## EXERCISE PROMPT
Include in the output exactly the lines from the opening of the data through the line containing "type Kind = 'head'", and nothing more.

-- BEGIN AVAILABLE DATA --

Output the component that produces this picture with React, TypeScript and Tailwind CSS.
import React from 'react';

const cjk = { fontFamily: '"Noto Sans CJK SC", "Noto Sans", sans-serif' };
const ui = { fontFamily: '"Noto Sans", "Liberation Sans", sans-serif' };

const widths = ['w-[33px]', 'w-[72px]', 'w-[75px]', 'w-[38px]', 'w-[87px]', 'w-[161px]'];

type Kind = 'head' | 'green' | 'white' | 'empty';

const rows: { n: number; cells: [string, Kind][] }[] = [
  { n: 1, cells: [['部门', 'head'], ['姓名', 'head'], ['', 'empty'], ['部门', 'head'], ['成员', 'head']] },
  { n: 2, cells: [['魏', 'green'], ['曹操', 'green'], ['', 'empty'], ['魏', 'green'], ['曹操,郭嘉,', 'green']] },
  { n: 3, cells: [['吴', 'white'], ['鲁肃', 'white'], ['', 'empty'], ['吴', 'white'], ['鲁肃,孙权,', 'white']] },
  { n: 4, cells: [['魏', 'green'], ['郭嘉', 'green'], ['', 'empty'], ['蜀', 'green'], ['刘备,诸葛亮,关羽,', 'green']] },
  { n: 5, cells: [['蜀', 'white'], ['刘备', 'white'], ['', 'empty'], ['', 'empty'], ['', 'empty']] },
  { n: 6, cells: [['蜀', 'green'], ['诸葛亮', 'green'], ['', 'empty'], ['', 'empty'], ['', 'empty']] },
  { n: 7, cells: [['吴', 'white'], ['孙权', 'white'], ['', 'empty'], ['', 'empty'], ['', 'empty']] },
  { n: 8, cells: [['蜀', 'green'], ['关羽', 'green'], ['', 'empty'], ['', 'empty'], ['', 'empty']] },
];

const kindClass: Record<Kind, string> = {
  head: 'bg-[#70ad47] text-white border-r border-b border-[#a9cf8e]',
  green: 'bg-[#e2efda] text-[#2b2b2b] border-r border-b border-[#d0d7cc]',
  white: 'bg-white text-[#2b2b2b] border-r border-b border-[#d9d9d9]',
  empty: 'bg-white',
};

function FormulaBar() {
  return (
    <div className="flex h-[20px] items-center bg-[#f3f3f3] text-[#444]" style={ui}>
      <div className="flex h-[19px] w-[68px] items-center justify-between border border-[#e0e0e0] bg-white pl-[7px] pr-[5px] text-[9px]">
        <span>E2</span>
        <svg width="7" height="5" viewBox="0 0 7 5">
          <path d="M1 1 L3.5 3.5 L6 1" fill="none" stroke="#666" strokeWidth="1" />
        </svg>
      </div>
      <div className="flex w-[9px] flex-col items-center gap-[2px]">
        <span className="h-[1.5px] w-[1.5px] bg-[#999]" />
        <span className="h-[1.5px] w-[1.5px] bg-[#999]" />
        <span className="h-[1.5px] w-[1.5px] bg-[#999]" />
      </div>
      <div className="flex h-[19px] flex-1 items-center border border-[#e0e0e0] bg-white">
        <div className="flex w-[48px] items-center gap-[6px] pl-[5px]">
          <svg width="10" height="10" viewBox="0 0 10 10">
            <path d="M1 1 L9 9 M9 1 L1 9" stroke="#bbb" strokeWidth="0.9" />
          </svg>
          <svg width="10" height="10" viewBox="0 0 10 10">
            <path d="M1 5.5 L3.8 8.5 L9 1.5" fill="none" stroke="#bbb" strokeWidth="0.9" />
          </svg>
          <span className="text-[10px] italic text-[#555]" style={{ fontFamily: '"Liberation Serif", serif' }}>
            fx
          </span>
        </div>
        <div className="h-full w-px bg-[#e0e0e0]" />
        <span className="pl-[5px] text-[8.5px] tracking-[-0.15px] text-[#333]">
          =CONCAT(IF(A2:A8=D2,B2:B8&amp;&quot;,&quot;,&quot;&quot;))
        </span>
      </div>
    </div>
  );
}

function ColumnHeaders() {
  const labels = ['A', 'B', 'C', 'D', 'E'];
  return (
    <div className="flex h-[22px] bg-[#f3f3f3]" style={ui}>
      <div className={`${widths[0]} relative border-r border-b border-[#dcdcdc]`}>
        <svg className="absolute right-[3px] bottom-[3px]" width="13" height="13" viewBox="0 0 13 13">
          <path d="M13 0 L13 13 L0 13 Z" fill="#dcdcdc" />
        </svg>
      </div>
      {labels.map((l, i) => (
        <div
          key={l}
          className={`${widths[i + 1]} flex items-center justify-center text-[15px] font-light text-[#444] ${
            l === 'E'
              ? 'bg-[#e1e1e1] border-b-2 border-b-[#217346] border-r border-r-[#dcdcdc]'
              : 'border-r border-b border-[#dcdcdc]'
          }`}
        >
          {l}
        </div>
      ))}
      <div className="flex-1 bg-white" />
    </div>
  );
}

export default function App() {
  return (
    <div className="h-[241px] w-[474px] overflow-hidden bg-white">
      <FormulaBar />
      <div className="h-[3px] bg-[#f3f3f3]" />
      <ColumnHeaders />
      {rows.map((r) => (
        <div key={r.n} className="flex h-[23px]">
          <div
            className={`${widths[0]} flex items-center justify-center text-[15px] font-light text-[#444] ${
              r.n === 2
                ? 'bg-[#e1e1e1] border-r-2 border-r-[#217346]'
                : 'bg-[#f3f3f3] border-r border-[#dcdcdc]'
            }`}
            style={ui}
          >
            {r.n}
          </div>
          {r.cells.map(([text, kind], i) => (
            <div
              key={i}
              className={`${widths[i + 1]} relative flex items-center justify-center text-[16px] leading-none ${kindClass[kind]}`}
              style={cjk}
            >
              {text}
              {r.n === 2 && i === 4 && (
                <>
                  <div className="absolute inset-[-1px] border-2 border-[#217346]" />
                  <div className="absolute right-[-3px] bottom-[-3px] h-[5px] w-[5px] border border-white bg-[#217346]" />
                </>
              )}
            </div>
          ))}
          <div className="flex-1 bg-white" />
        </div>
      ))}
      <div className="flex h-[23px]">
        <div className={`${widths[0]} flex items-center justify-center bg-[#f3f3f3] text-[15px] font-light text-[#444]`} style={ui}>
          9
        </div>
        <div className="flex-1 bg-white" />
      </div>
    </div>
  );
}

-- END AVAILABLE DATA --

## ANSWER TO THIS PROBLEM
Output the component that produces this picture with React, TypeScript and Tailwind CSS.
import React from 'react';

const cjk = { fontFamily: '"Noto Sans CJK SC", "Noto Sans", sans-serif' };
const ui = { fontFamily: '"Noto Sans", "Liberation Sans", sans-serif' };

const widths = ['w-[33px]', 'w-[72px]', 'w-[75px]', 'w-[38px]', 'w-[87px]', 'w-[161px]'];

type Kind = 'head' | 'green' | 'white' | 'empty';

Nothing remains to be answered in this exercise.